Return the listing below word for word.
——
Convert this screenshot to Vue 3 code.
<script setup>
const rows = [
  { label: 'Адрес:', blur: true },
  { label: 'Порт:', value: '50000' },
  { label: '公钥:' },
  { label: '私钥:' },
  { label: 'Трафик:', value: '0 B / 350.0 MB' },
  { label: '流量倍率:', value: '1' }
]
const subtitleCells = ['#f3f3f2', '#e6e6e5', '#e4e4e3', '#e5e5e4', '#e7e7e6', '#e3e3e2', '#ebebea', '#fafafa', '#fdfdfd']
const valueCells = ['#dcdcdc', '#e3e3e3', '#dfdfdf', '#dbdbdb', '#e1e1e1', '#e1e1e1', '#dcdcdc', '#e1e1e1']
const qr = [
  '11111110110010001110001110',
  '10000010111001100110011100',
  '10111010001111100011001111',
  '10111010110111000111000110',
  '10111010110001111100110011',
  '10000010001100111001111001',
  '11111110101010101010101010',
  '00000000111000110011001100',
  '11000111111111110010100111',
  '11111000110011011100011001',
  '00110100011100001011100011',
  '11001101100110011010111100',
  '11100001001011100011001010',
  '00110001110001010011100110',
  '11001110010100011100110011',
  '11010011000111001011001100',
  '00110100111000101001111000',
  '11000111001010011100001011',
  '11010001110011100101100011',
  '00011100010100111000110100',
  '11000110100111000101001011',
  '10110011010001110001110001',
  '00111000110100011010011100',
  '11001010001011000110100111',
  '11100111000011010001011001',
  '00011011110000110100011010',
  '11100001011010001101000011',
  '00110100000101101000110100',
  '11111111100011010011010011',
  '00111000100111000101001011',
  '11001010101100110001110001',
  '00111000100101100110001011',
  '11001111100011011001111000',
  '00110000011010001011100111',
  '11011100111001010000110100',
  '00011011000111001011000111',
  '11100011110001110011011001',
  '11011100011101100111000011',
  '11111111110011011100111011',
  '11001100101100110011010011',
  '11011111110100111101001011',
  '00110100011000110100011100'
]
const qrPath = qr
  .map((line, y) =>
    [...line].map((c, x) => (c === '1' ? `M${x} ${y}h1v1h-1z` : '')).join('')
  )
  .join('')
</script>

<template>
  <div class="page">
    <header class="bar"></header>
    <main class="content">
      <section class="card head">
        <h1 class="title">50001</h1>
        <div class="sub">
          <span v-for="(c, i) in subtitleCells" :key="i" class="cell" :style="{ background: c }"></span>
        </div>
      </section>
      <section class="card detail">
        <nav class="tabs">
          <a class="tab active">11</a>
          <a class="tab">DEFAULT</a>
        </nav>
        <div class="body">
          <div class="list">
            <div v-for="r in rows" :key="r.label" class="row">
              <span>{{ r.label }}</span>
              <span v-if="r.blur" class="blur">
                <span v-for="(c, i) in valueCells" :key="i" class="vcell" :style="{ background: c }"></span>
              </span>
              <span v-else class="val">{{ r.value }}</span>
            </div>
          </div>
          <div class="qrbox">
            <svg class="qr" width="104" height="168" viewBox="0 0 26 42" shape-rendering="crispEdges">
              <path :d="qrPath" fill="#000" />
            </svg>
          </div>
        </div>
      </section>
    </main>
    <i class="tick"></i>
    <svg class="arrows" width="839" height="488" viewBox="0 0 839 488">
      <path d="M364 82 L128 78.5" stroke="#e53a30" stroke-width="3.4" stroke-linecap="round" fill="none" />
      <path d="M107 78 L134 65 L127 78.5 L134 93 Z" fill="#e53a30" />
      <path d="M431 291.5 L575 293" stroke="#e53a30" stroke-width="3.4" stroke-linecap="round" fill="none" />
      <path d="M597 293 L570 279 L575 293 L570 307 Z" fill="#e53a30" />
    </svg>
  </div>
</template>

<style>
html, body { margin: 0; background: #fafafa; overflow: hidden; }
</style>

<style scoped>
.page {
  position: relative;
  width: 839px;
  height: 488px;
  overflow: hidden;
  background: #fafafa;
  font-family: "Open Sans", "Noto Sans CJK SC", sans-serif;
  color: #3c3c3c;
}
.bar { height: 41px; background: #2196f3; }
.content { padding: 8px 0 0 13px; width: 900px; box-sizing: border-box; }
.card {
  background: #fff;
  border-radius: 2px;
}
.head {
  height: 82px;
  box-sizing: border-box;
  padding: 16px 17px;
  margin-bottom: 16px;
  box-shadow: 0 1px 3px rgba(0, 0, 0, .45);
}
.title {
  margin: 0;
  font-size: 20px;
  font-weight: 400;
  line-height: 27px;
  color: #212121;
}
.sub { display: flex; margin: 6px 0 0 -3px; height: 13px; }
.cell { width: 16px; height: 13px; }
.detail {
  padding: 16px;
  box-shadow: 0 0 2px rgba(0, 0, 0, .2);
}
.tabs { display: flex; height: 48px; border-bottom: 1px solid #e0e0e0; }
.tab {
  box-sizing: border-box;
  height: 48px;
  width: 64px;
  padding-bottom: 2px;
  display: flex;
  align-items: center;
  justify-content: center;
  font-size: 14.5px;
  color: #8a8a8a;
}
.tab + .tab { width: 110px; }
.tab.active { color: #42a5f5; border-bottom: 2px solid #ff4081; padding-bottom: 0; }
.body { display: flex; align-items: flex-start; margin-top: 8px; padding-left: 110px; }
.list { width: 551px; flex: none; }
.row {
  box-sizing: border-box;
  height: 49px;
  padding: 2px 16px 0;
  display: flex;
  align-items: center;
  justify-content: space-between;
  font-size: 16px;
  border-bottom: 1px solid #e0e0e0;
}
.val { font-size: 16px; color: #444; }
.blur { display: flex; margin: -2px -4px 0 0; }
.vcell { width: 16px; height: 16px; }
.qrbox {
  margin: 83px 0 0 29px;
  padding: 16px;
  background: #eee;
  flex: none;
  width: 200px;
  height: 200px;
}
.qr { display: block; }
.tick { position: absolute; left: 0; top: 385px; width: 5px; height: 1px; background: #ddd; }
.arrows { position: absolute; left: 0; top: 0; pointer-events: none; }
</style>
——
» **SOLUTION FOR THIS PROBLEM**
Convert this screenshot to Vue 3 code.
<script setup>
const rows = [
  { label: 'Адрес:', blur: true },
  { label: 'Порт:', value: '50000' },
  { label: '公钥:' },
  { label: '私钥:' },
  { label: 'Трафик:', value: '0 B / 350.0 MB' },
  { label: '流量倍率:', value: '1' }
]
const subtitleCells = ['#f3f3f2', '#e6e6e5', '#e4e4e3', '#e5e5e4', '#e7e7e6', '#e3e3e2', '#ebebea', '#fafafa', '#fdfdfd']
const valueCells = ['#dcdcdc', '#e3e3e3', '#dfdfdf', '#dbdbdb', '#e1e1e1', '#e1e1e1', '#dcdcdc', '#e1e1e1']
const qr = [
  '11111110110010001110001110',
  '10000010111001100110011100',
  '10111010001111100011001111',
  '10111010110111000111000110',
  '10111010110001111100110011',
  '10000010001100111001111001',
  '11111110101010101010101010',
  '00000000111000110011001100',
  '11000111111111110010100111',
  '11111000110011011100011001',
  '00110100011100001011100011',
  '11001101100110011010111100',
  '11100001001011100011001010',
  '00110001110001010011100110',
  '11001110010100011100110011',
  '11010011000111001011001100',
  '00110100111000101001111000',
  '11000111001010011100001011',
  '11010001110011100101100011',
  '00011100010100111000110100',
  '11000110100111000101001011',
  '10110011010001110001110001',
  '00111000110100011010011100',
  '11001010001011000110100111',
  '11100111000011010001011001',
  '00011011110000110100011010',
  '11100001011010001101000011',
  '00110100000101101000110100',
  '11111111100011010011010011',
  '00111000100111000101001011',
  '11001010101100110001110001',
  '00111000100101100110001011',
  '11001111100011011001111000',
  '00110000011010001011100111',
  '11011100111001010000110100',
  '00011011000111001011000111',
  '11100011110001110011011001',
  '11011100011101100111000011',
  '11111111110011011100111011',
  '11001100101100110011010011',
  '11011111110100111101001011',
  '00110100011000110100011100'
]
const qrPath = qr
  .map((line, y) =>
    [...line].map((c, x) => (c === '1' ? `M${x} ${y}h1v1h-1z` : '')).join('')
  )
  .join('')
</script>

<template>
  <div class="page">
    <header class="bar"></header>
    <main class="content">
      <section class="card head">
        <h1 class="title">50001</h1>
        <div class="sub">
          <span v-for="(c, i) in subtitleCells" :key="i" class="cell" :style="{ background: c }"></span>
        </div>
      </section>
      <section class="card detail">
        <nav class="tabs">
          <a class="tab active">11</a>
          <a class="tab">DEFAULT</a>
        </nav>
        <div class="body">
          <div class="list">
            <div v-for="r in rows" :key="r.label" class="row">
              <span>{{ r.label }}</span>
              <span v-if="r.blur" class="blur">
                <span v-for="(c, i) in valueCells" :key="i" class="vcell" :style="{ background: c }"></span>
              </span>
              <span v-else class="val">{{ r.value }}</span>
            </div>
          </div>
          <div class="qrbox">
            <svg class="qr" width="104" height="168" viewBox="0 0 26 42" shape-rendering="crispEdges">
              <path :d="qrPath" fill="#000" />
            </svg>
          </div>
        </div>
      </section>
    </main>
    <i class="tick"></i>
    <svg class="arrows" width="839" height="488" viewBox="0 0 839 488">
      <path d="M364 82 L128 78.5" stroke="#e53a30" stroke-width="3.4" stroke-linecap="round" fill="none" />
      <path d="M107 78 L134 65 L127 78.5 L134 93 Z" fill="#e53a30" />
      <path d="M431 291.5 L575 293" stroke="#e53a30" stroke-width="3.4" stroke-linecap="round" fill="none" />
      <path d="M597 293 L570 279 L575 293 L570 307 Z" fill="#e53a30" />
    </svg>
  </div>
</template>

<style>
html, body { margin: 0; background: #fafafa; overflow: hidden; }
</style>

<style scoped>
.page {
  position: relative;
  width: 839px;
  height: 488px;
  overflow: hidden;
  background: #fafafa;
  font-family: "Open Sans", "Noto Sans CJK SC", sans-serif;
  color: #3c3c3c;
}
.bar { height: 41px; background: #2196f3; }
.content { padding: 8px 0 0 13px; width: 900px; box-sizing: border-box; }
.card {
  background: #fff;
  border-radius: 2px;
}
.head {
  height: 82px;
  box-sizing: border-box;
  padding: 16px 17px;
  margin-bottom: 16px;
  box-shadow: 0 1px 3px rgba(0, 0, 0, .45);
}
.title {
  margin: 0;
  font-size: 20px;
  font-weight: 400;
  line-height: 27px;
  color: #212121;
}
.sub { display: flex; margin: 6px 0 0 -3px; height: 13px; }
.cell { width: 16px; height: 13px; }
.detail {
  padding: 16px;
  box-shadow: 0 0 2px rgba(0, 0, 0, .2);
}
.tabs { display: flex; height: 48px; border-bottom: 1px solid #e0e0e0; }
.tab {
  box-sizing: border-box;
  height: 48px;
  width: 64px;
  padding-bottom: 2px;
  display: flex;
  align-items: center;
  justify-content: center;
  font-size: 14.5px;
  color: #8a8a8a;
}
.tab + .tab { width: 110px; }
.tab.active { color: #42a5f5; border-bottom: 2px solid #ff4081; padding-bottom: 0; }
.body { display: flex; align-items: flex-start; margin-top: 8px; padding-left: 110px; }
.list { width: 551px; flex: none; }
.row {
  box-sizing: border-box;
  height: 49px;
  padding: 2px 16px 0;
  display: flex;
  align-items: center;
  justify-content: space-between;
  font-size: 16px;
  border-bottom: 1px solid #e0e0e0;
}
.val { font-size: 16px; color: #444; }
.blur { display: flex; margin: -2px -4px 0 0; }
.vcell { width: 16px; height: 16px; }
.qrbox {
  margin: 83px 0 0 29px;
  padding: 16px;
  background: #eee;
  flex: none;
  width: 200px;
  height: 200px;
}
.qr { display: block; }
.tick { position: absolute; left: 0; top: 385px; width: 5px; height: 1px; background: #ddd; }
.arrows { position: absolute; left: 0; top: 0; pointer-events: none; }
</style>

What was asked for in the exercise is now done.